The search is rigged, that’s what. How do I know? The person that related this story was the seller, in 2014, of over 1000 copies of the item at $50. He did not create this fraud, merely piggybacked on what Amazon itself had set up. Only they have control of the search results.
What’s the big deal you say, after all there were no cheaper units available so it is just “surge pricing”; supply and demand, right?
Wrong. There was, after all, another listing of the same item, expertly hidden by Amazon, where only a hacker or software expert could find it. On that listing, for those that Amazon chose not to swindle, was the exact same item for the standard, heavily discounted, price of $16 or nearly 50% off the list or MSRP. You see, the result is, regardless of who is selling the item, Amazon earns triple (triple the fees) when the price is higher, as in this example.
This is not an isolated “mistake”. Many who have experience working inside the Amazon system have seen literally thousands of similar examples all tied to this “malfunctioning” search engine.

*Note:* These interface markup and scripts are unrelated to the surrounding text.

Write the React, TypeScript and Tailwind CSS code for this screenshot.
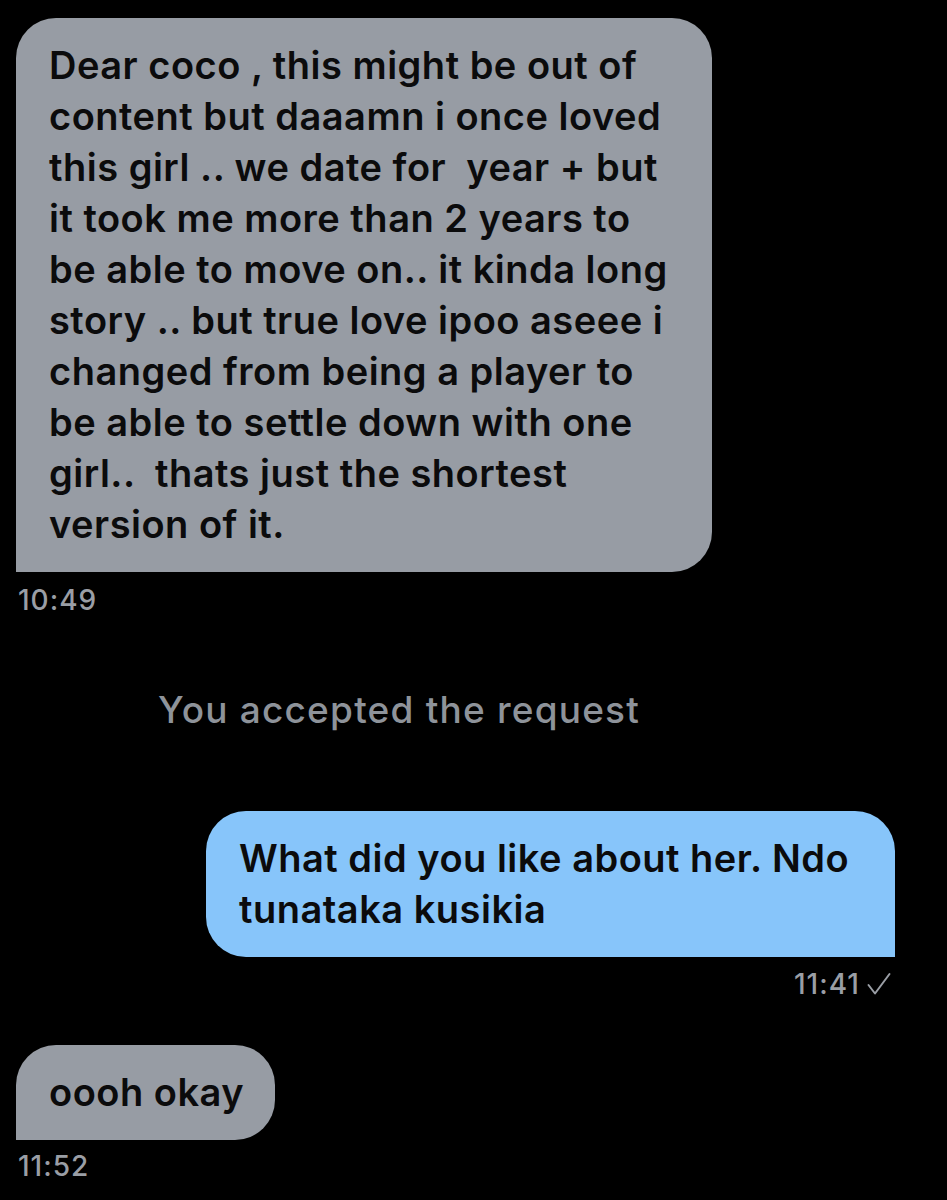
import type React from "react"

const firstLines = [
  "Dear coco , this might be out of",
  "content but daaamn i once loved",
  "this girl .. we date for  year + but",
  "it took me more than 2 years to",
  "be able to move on.. it kinda long",
  "story .. but true love ipoo aseee i",
  "changed from being a player to",
  "be able to settle down with one",
  "girl..  thats just the shortest",
  "version of it.",
]

const Lines: React.FC<{ lines: string[] }> = ({ lines }) => (
  <>
    {lines.map((l, i) => (
      <div key={i} className="whitespace-pre">
        {l}
      </div>
    ))}
  </>
)

const App: React.FC = () => {
  return (
    <div className="min-h-[1200px] w-[947px] bg-black overflow-hidden font-['Inter','Noto_Sans',sans-serif]">
      <div className="flex flex-col pt-[18px]">
        {/* incoming long message */}
        <div className="ml-4 w-[696px] rounded-t-[40px] rounded-br-[40px] bg-[#979ca4] pl-[33px] py-[22px] text-[38px] leading-[51px] font-semibold text-[#0b0b0c] tracking-[0.5px]">
          <Lines lines={firstLines} />
        </div>
        <div className="ml-[18px] mt-3 h-8 leading-8 text-[28px] font-medium text-[#9a9ea5] tracking-[1px]">10:49</div>

        <div className="mt-[72px] h-11 leading-[44px] pl-[158px] text-[37px] font-medium text-[#8e939a] tracking-[1.2px]">
          You accepted the request
        </div>

        {/* outgoing */}
        <div className="mt-[79px] ml-[206px] w-[689px] rounded-t-[40px] rounded-bl-[40px] bg-[#87c5fa] pl-[33px] py-[22px] text-[38px] leading-[51px] font-semibold text-[#0b0b0c] tracking-[0.5px]">
          <Lines lines={["What did you like about her. Ndo", "tunataka kusikia"]} />
        </div>
        <div className="mt-[11px] h-8 w-[895px] flex items-center justify-end gap-[7px] pr-[4px] text-[28px] font-medium text-[#9a9ea5] tracking-[1px]">
          <span className="leading-8">11:41</span>
          <svg width="24" height="24" viewBox="0 0 24 24" fill="none" stroke="#9a9ea5" strokeWidth="2" strokeLinecap="round" strokeLinejoin="round">
            <path d="M1.5 13 L8 21.5 L22.5 2" />
          </svg>
        </div>

        {/* incoming short */}
        <div className="mt-[45px] ml-4 w-[259px] rounded-t-[40px] rounded-br-[40px] bg-[#979ca4] pl-[33px] py-[22px] text-[38px] leading-[51px] font-semibold text-[#0b0b0c] tracking-[0.5px]">
          oooh okay
        </div>
        <div className="ml-[18px] mt-[10px] h-8 leading-8 text-[28px] font-medium text-[#9a9ea5] tracking-[1px]">11:52</div>
      </div>
    </div>
  )
}

export default App
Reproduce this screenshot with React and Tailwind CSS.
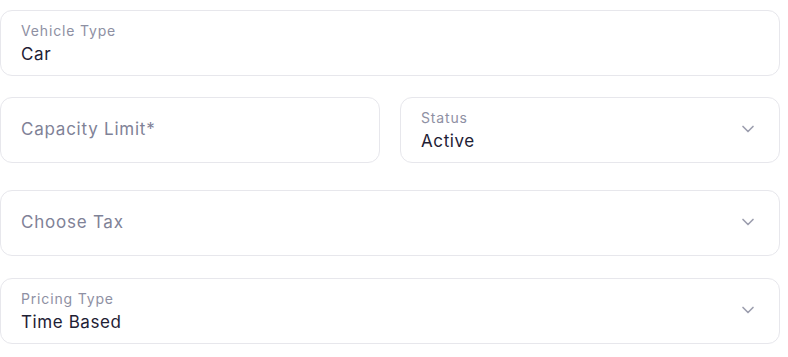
import React from 'react';
import { ChevronDown } from 'lucide-react';

// ── Champs du formulaire ─────────────────────────────────────────────────────
const Field = ({ label, value, placeholder, select, className = '' }) => (
  <div className={`h-[66px] border border-[#e7e7ec] rounded-xl flex items-center justify-between pl-5 pr-[21px] bg-white ${className}`}>
    <div className="flex flex-col">
      {label && <span className="text-[14px] leading-[18px] text-[#8e90a3] tracking-[0.06em]">{label}</span>}
      {value && <span className="text-[17px] leading-[22px] text-[#1e2034] tracking-[0.035em] mt-[3px]">{value}</span>}
      {placeholder && <span className="text-[17px] leading-[22px] text-[#7f8297] tracking-[0.045em] mb-[3px]">{placeholder}</span>}
    </div>
    {select && <ChevronDown size={20} strokeWidth={2} className="text-[#9c9eae] mb-[3px]" />}
  </div>
);

export default function App() {
  return (
    <div className="w-[788px] h-[357px] bg-white" style={{ fontFamily: 'Inter, sans-serif' }}>
      <div className="w-[780px] pt-[10px]">
        <Field label="Vehicle Type" value="Car" />

        <div className="grid grid-cols-2 gap-5 mt-[21px]">
          <Field placeholder="Capacity Limit*" />
          <Field label="Status" value="Active" select />
        </div>

        <Field placeholder="Choose Tax" select className="mt-[27px]" />

        <Field label="Pricing Type" value="Time Based" select className="mt-[22px]" />
      </div>
    </div>
  );
}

What’s more a calculation of the possible financial benefits during the time in question amounted to nearly the entire reported net profit of the entire company. It was common knowledge that the company was reporting little or no net profit during many years, even as it remained a darling of stockholders.
And if any one would bring such a specific case to Amazon’s attention? Naturally they would blame the seller, software issues, the moon and the stars, anything but admit that they use every inch of their private real estate for one purpose and one purpose only, to maximize the amount of money that ends us in their accounts.
And many who are reading this still don’t get it. “Why not?” It’s capitalism after all! To the victor go the spoils! Hail Ceasar! Heil Hitler. It’s your internet. Not theirs.